Menurutnya, semangat kolaborasi yang diharapkan dari tiga pihak itu justru sering berbalik menjadi sumber ketegangan. Di lapangan, sekolah kerap menghadapi tekanan dari masyarakat maupun orang tua murid ketika menerapkan tindakan disiplin. Akibatnya, lembaga pendidikan kehilangan wibawa dan kesulitan menjalankan fungsi pembinaan karakter sebagaimana mestinya.

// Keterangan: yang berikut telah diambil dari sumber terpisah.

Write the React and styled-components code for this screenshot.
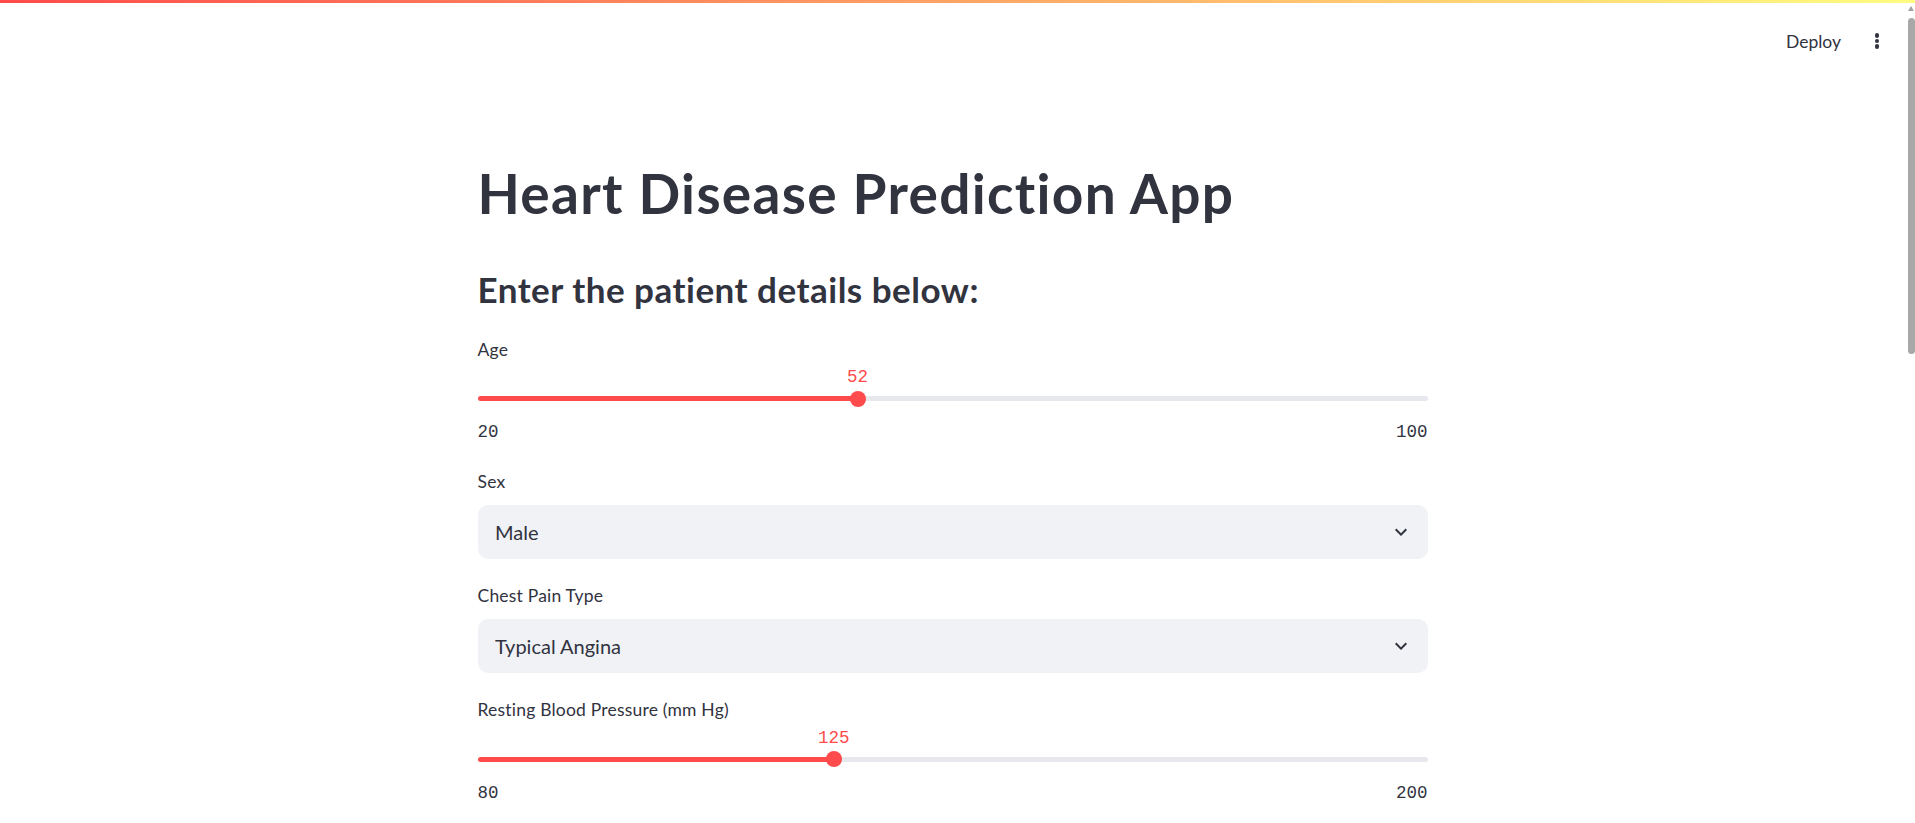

“Di lapangan, yang terjadi justru sebaliknya antar pihak saling mengincar dan mengintimidasi, sehingga bukannya sinergi tapi silih berganti untuk mencari kesalahan terhadap proses pendidikan anak bangsa yang dilakukan di sekolah,” katanya.
Nanang menjelaskan bahwa dalam kasus pelanggaran seperti merokok di kalangan pelajar, penegakan disiplin memang penting, namun tidak boleh berhenti pada tindakan hukuman semata. Ia menegaskan bahwa pendekatan pendidikan seharusnya menyentuh akar persoalan perilaku siswa, bukan hanya gejalanya.

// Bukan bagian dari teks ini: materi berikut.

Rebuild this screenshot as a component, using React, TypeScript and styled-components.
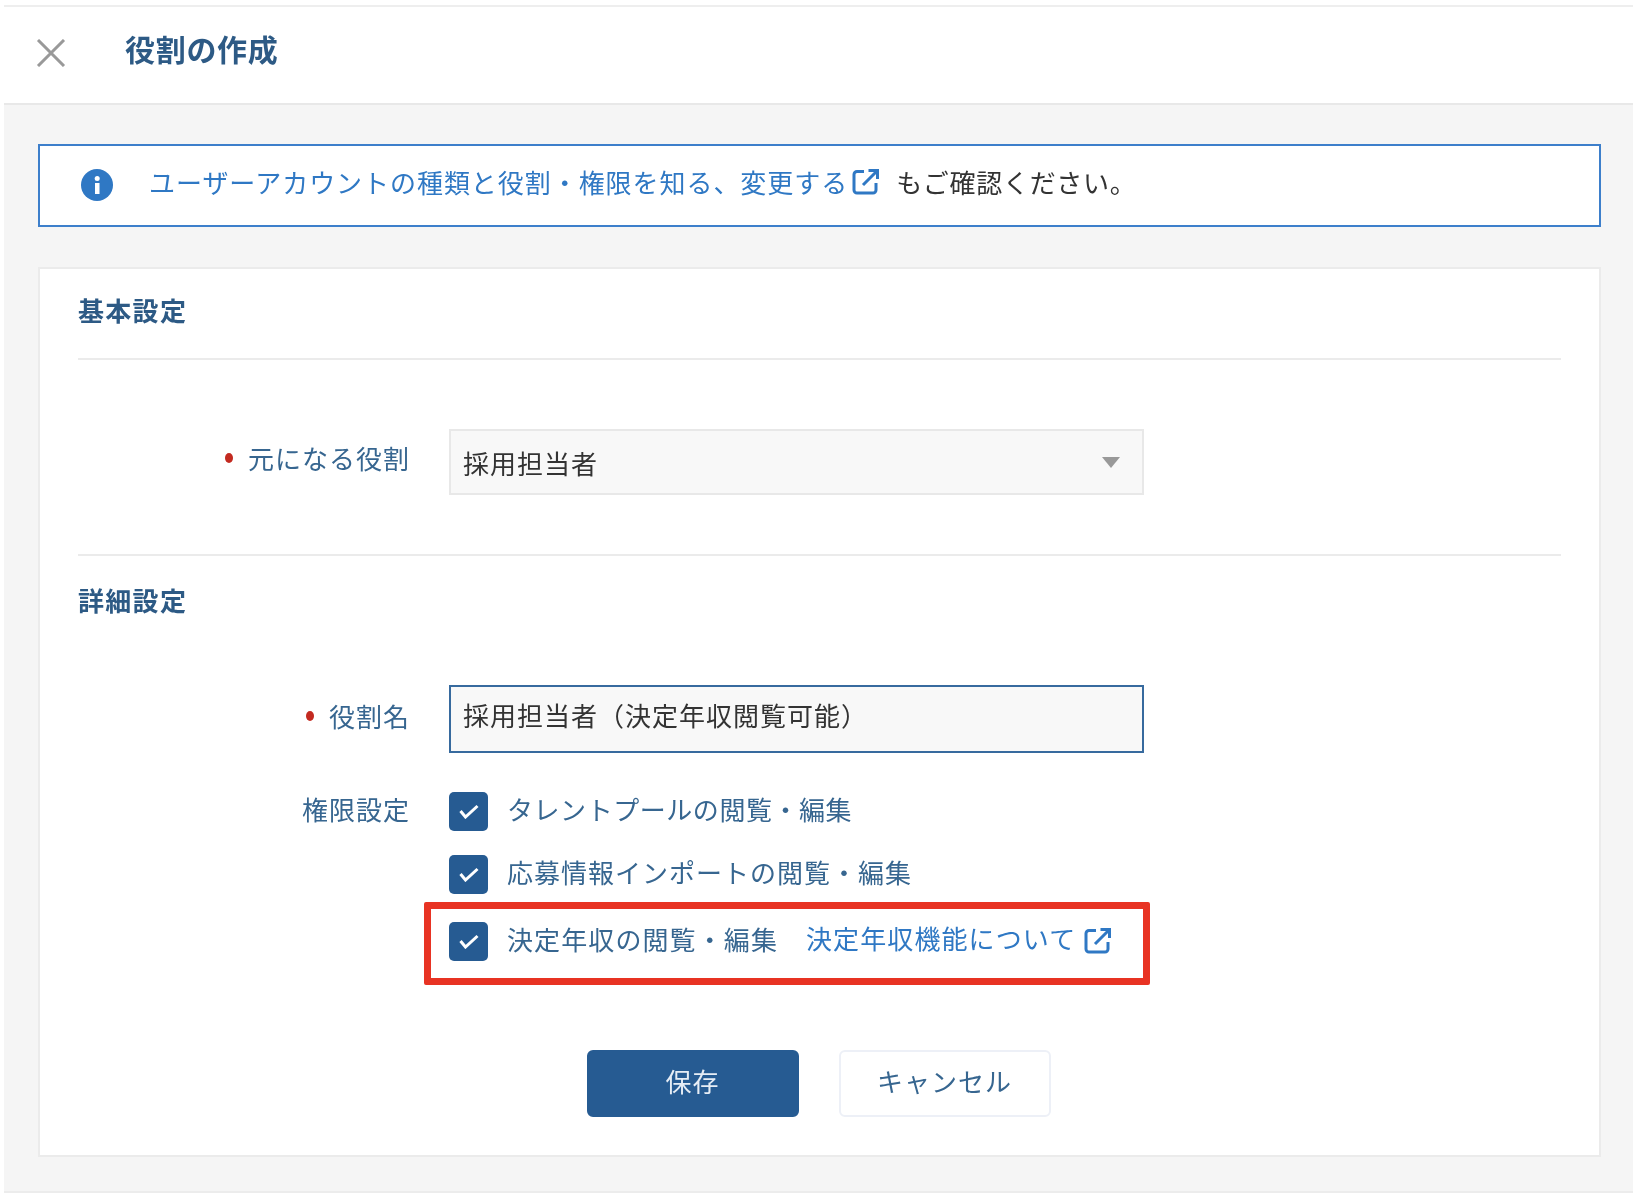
import styled, { createGlobalStyle } from "styled-components";

const GlobalStyle = createGlobalStyle`
  html, body {
    margin: 0;
    background: #ffffff;
  }
  body {
    font-family: "Noto Sans CJK JP", "Noto Sans", sans-serif;
    font-size: 26px;
    letter-spacing: 1px;
    line-height: 1;
    color: #333333;
  }
`;

const Page = styled.div`
  margin: 5px 3px 3px 4px;
  height: 1188px;
  box-sizing: border-box;
  display: flex;
  flex-direction: column;
  background: #f5f5f5;
  border-top: 2px solid #eeeeee;
  border-bottom: 2px solid #ececec;
  filter: blur(0.7px);
`;

const Header = styled.header`
  flex: none;
  height: 98px;
  box-sizing: border-box;
  display: flex;
  align-items: center;
  padding-left: 32px;
  padding-bottom: 4px;
  gap: 59px;
  background: #ffffff;
  border-bottom: 2px solid #e8e8e8;
`;

const Title = styled.h1`
  margin: 0 0 10px;
  font-size: 30px;
  font-weight: 700;
  letter-spacing: 0.7px;
  color: #2d5a85;
`;

const Main = styled.main`
  flex: 1;
  padding: 39px 32px 0 34px;
`;

const Banner = styled.div`
  height: 83px;
  box-sizing: border-box;
  display: flex;
  align-items: center;
  padding: 0 0 2px 41px;
  background: #ffffff;
  border: 2px solid #3d7fcb;
`;

const BannerText = styled.p`
  margin: 0 0 6px 36px;
  display: flex;
  align-items: center;
  gap: 4px;
  letter-spacing: 0.95px;
`;

const BannerNote = styled.span`
  margin-left: 13px;
  letter-spacing: 0.7px;
`;

const LinkText = styled.a`
  color: #2f78c4;
`;

const Panel = styled.section`
  margin-top: 40px;
  height: 890px;
  box-sizing: border-box;
  padding: 0 38px;
  background: #ffffff;
  border: 2px solid #ebebeb;
`;

const SectionTitle = styled.h2`
  margin: 0;
  font-size: 26px;
  font-weight: 700;
  letter-spacing: 1.3px;
  color: #2d5a85;
`;

const BasicSection = styled.div`
  height: 287px;
  box-sizing: border-box;
  padding-top: 28px;
  border-bottom: 2px solid #ebebeb;
`;

const BasicHead = styled.div`
  height: 63px;
  box-sizing: border-box;
  margin-bottom: 69px;
  border-bottom: 2px solid #ebebeb;
`;

const DetailSection = styled.div`
  padding-top: 31px;
`;

const FormGrid = styled.div<{ $top?: number }>`
  display: grid;
  grid-template-columns: 332px 695px;
  column-gap: 39px;
  align-items: start;
  margin-top: ${(props) => props.$top ?? 0}px;
`;

const Label = styled.div<{ $required?: boolean; $height: number }>`
  display: flex;
  justify-content: flex-end;
  align-items: center;
  gap: 15px;
  color: #376690;
  height: ${(props) => props.$height}px;

  &::before {
    content: "";
    display: ${(props) => (props.$required ? "block" : "none")};
    width: 8px;
    height: 10px;
    border-radius: 50%;
    background: #c32a20;
  }
`;

const SelectBox = styled.div`
  height: 66px;
  box-sizing: border-box;
  display: flex;
  align-items: center;
  justify-content: space-between;
  padding: 2px 22px 0 12px;
  background: #f8f8f8;
  border: 2px solid #e8e8e8;
`;

const Arrow = styled.span`
  width: 0;
  height: 0;
  margin-bottom: 2px;
  border-left: 9px solid transparent;
  border-right: 9px solid transparent;
  border-top: 11px solid #999999;
`;

const NameInput = styled.input`
  display: block;
  width: 100%;
  height: 68px;
  box-sizing: border-box;
  padding: 0 12px 9px;
  font: inherit;
  letter-spacing: inherit;
  color: #333333;
  background: #f8f8f8;
  border: 2px solid #376a9e;
  border-radius: 0;
  outline: none;
`;

const Options = styled.div`
  display: flex;
  flex-direction: column;
  gap: 24px;
`;

const OptionRow = styled.div<{ $marked?: boolean; $spacing: number }>`
  position: relative;
  display: flex;
  align-items: center;
  height: 39px;
  margin-top: ${(props) => (props.$marked ? "4px" : "0")};
  letter-spacing: ${(props) => props.$spacing}px;
  color: #376690;
`;

const OptionText = styled.span`
  margin-bottom: 5px;
`;

const Marker = styled.div`
  position: absolute;
  inset: -20px -6px -24px -25px;
  border: 7px solid #e83323;
  border-radius: 2px;
`;

const CheckBox = styled.span`
  flex: none;
  width: 39px;
  height: 39px;
  margin-right: 19px;
  display: flex;
  align-items: center;
  justify-content: center;
  background: #265b92;
  border-radius: 5px;
`;

const OptionLink = styled.a`
  display: flex;
  align-items: center;
  gap: 8px;
  margin: 0 0 3px 28px;
  color: #2f78c4;
`;

const Buttons = styled.div`
  display: flex;
  justify-content: center;
  gap: 40px;
  margin-top: 89px;
  padding-right: 2px;
`;

const Button = styled.button<{ $primary?: boolean }>`
  width: 212px;
  height: 67px;
  box-sizing: border-box;
  padding: 0 0 5px;
  font: inherit;
  letter-spacing: inherit;
  color: ${(props) => (props.$primary ? "#e6edf5" : "#376690")};
  background: ${(props) => (props.$primary ? "#265b92" : "#ffffff")};
  border: 2px solid ${(props) => (props.$primary ? "#265b92" : "#edf0f7")};
  border-radius: 6px;
`;

const CloseIcon = () => (
  <svg width="30" height="28" viewBox="0 0 30 28" fill="none">
    <path d="M2 1L28 27M28 1L2 27" stroke="#999999" strokeWidth="3" />
  </svg>
);

const InfoIcon = () => (
  <svg width="32" height="32" viewBox="0 0 32 32">
    <circle cx="16" cy="16" r="16" fill="#2f78c4" />
    <rect x="14" y="14" width="4.5" height="11" fill="#ffffff" />
    <circle cx="16.2" cy="9.5" r="2.5" fill="#ffffff" />
  </svg>
);

const ExternalIcon = () => (
  <svg width="27" height="27" viewBox="0 0 27 27" fill="none" stroke="#2f78c4" strokeWidth="3">
    <path d="M12 3.5H5a3 3 0 0 0-3 3V22a3 3 0 0 0 3 3h16a3 3 0 0 0 3-3V15" />
    <path d="M11 17L24.5 3.5M16.5 2.5H25.5V11" />
  </svg>
);

const CheckIcon = () => (
  <svg width="20" height="15" viewBox="0 0 20 15" fill="none">
    <path d="M1.5 7L6.5 13L18.5 2" stroke="#ffffff" strokeWidth="3" />
  </svg>
);

const App = () => {
  return (
    <>
      <GlobalStyle />
      <Page>
        <Header>
          <CloseIcon />
          <Title>役割の作成</Title>
        </Header>
        <Main>
          <Banner>
            <InfoIcon />
            <BannerText>
              <LinkText>ユーザーアカウントの種類と役割・権限を知る、変更する</LinkText>
              <ExternalIcon />
              <BannerNote>もご確認ください。</BannerNote>
            </BannerText>
          </Banner>
          <Panel>
            <BasicSection>
              <BasicHead>
                <SectionTitle>基本設定</SectionTitle>
              </BasicHead>
              <FormGrid>
                <Label $required $height={58}>元になる役割</Label>
                <SelectBox>
                  採用担当者
                  <Arrow />
                </SelectBox>
              </FormGrid>
            </BasicSection>
            <DetailSection>
              <SectionTitle>詳細設定</SectionTitle>
              <FormGrid $top={72}>
                <Label $required $height={62}>役割名</Label>
                <NameInput readOnly value="採用担当者（決定年収閲覧可能）" />
              </FormGrid>
              <FormGrid $top={39}>
                <Label $height={33}>権限設定</Label>
                <Options>
                  <OptionRow $spacing={0.55}>
                    <CheckBox><CheckIcon /></CheckBox>
                    <OptionText>タレントプールの閲覧・編集</OptionText>
                  </OptionRow>
                  <OptionRow $spacing={1}>
                    <CheckBox><CheckIcon /></CheckBox>
                    <OptionText>応募情報インポートの閲覧・編集</OptionText>
                  </OptionRow>
                  <OptionRow $marked $spacing={1.1}>
                    <CheckBox><CheckIcon /></CheckBox>
                    <OptionText>決定年収の閲覧・編集</OptionText>
                    <OptionLink>
                      <OptionText>決定年収機能について</OptionText>
                      <ExternalIcon />
                    </OptionLink>
                    <Marker />
                  </OptionRow>
                </Options>
              </FormGrid>
              <Buttons>
                <Button $primary>保存</Button>
                <Button>キャンセル</Button>
              </Buttons>
            </DetailSection>
          </Panel>
        </Main>
      </Page>
    </>
  );
};

export default App;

“Anak yang dihukum karena merokok dengan memberikan hukuman saja tidak cukup,” tegasnya.
Ia mencontohkan, jika hukuman diberikan tanpa memahami konteks dan penyebab perilaku menyimpang, maka upaya tersebut tidak akan membuahkan hasil jangka panjang. Pendekatan semacam itu hanya bersifat reaktif, bukan edukatif.

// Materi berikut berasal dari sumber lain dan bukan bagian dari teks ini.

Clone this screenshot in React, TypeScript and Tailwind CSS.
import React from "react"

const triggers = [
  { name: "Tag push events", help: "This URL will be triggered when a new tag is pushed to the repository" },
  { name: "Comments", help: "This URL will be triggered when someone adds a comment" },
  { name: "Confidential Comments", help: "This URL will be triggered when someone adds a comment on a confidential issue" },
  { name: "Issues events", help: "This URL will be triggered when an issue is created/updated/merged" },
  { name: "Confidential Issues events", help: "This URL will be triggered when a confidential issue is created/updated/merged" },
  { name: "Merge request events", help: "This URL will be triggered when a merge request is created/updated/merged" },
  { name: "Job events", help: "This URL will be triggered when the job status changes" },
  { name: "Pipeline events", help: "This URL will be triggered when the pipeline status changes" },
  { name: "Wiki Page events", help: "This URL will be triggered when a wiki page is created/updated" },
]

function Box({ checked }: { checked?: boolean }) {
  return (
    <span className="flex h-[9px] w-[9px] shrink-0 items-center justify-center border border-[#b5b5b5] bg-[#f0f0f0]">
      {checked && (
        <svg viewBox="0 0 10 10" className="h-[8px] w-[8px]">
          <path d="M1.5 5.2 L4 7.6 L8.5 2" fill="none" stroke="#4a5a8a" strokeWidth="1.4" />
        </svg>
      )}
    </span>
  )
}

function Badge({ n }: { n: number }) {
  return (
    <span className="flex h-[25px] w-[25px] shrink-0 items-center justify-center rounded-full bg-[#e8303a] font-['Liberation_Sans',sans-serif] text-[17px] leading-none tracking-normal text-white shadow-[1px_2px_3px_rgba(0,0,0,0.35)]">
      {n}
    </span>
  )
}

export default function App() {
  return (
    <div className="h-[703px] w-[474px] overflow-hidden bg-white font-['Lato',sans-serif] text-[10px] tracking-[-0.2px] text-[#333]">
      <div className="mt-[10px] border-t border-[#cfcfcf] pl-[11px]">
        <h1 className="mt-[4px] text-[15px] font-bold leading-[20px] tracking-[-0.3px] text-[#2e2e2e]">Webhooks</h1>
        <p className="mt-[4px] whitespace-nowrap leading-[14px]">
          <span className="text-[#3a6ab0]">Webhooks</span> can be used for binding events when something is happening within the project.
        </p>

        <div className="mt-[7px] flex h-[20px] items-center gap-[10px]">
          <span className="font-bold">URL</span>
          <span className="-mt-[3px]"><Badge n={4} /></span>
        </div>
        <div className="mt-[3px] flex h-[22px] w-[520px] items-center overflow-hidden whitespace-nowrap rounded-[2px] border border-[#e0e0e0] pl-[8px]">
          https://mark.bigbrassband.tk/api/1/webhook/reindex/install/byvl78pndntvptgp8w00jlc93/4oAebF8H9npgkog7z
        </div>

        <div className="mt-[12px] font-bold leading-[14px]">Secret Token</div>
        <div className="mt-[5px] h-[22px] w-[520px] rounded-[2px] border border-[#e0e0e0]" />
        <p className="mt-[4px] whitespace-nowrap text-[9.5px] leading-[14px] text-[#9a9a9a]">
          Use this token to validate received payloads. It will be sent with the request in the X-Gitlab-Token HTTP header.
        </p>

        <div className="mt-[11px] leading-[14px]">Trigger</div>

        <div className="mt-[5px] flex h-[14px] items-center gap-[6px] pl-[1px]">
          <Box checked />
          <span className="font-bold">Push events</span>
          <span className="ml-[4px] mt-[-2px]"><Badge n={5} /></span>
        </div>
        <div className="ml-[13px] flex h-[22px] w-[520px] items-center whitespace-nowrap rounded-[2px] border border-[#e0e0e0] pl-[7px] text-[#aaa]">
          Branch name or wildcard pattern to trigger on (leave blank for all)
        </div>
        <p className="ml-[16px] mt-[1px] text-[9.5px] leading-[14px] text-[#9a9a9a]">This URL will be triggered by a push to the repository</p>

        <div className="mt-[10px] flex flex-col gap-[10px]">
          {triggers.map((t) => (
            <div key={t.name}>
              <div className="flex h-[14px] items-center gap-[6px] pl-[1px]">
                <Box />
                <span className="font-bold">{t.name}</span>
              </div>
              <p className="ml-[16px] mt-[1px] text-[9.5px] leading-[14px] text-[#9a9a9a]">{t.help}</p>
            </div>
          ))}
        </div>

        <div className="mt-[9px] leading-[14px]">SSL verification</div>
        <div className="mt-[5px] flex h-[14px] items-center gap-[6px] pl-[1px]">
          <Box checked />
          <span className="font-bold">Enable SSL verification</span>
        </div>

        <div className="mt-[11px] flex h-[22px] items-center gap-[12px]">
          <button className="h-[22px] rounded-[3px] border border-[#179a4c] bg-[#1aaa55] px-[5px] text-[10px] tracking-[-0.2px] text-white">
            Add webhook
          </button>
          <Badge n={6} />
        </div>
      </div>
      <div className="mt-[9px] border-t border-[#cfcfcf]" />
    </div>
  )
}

“Menghukum tanpa memahami akar masalahnya ibarat memangkas rumput liar tanpa mencabut akarnya. Ia akan tumbuh kembali, bahkan mungkin lebih kuat,” jelasnya.
Menurut Nanang, problem utama pendidikan di Indonesia saat ini terletak pada kurangnya perhatian terhadap pembangunan kesadaran anak didik. Sekolah cenderung fokus pada capaian akademik dan pengendalian perilaku, namun abai terhadap pembentukan kesadaran diri dan nilai-nilai moral.
“Ada problem utama yang belum tersentuh dalam dunia pendidikan saat ini, yaitu membangun kesadaran anak didik,” ujarnya.
Ia menyebutkan bahwa pendekatan deep learning dalam pendidikan sebenarnya sudah mengarah pada upaya membentuk kesadaran peserta didik. Namun, pendekatan tersebut kerap berhenti di tataran teknis dan belum menyentuh dimensi filosofis yang lebih mendalam.
“Dengan pendekatan deep learning, memang sudah ada salah satu poin penting untuk membangun kesadaran, semoga tidak sekedar di tataran permukaan,” tutur Nanang.
Dalam pandangan Nanang, kesadaran yang kokoh hanya bisa dibangun di atas landasan nilai dan keyakinan yang benar. Ia menegaskan bahwa pendidikan yang berorientasi pada nilai spiritual dan moral akan melahirkan anak didik yang memiliki integritas serta daya tahan terhadap pengaruh negatif lingkungan.
“Faktor utama dalam membangun kesadaran itu berangkat dari nilai-nilai dasar atau filosofi yang dianut, diistilahkan dengan kepercayaan atau keyakinan. Pendidikan Islam yang integral hadir untuk menjawab persoalan ini,” pungkasnya.
Nanang Nurpatria menegaskan pentingnya reposisi paradigma pendidikan di Indonesia. Ia menilai bahwa peran sekolah sebagai tempat pembentukan karakter harus didukung sepenuhnya oleh keluarga dan masyarakat, bukan justru dipersalahkan ketika menerapkan prinsip disiplin.
“Krisis pendidikan yang tampak di permukaan sesungguhnya berakar pada hilangnya nilai filosofis dan keimanan sebagai fondasi utama pendidikan bangsa,” tegasnya menandaskan.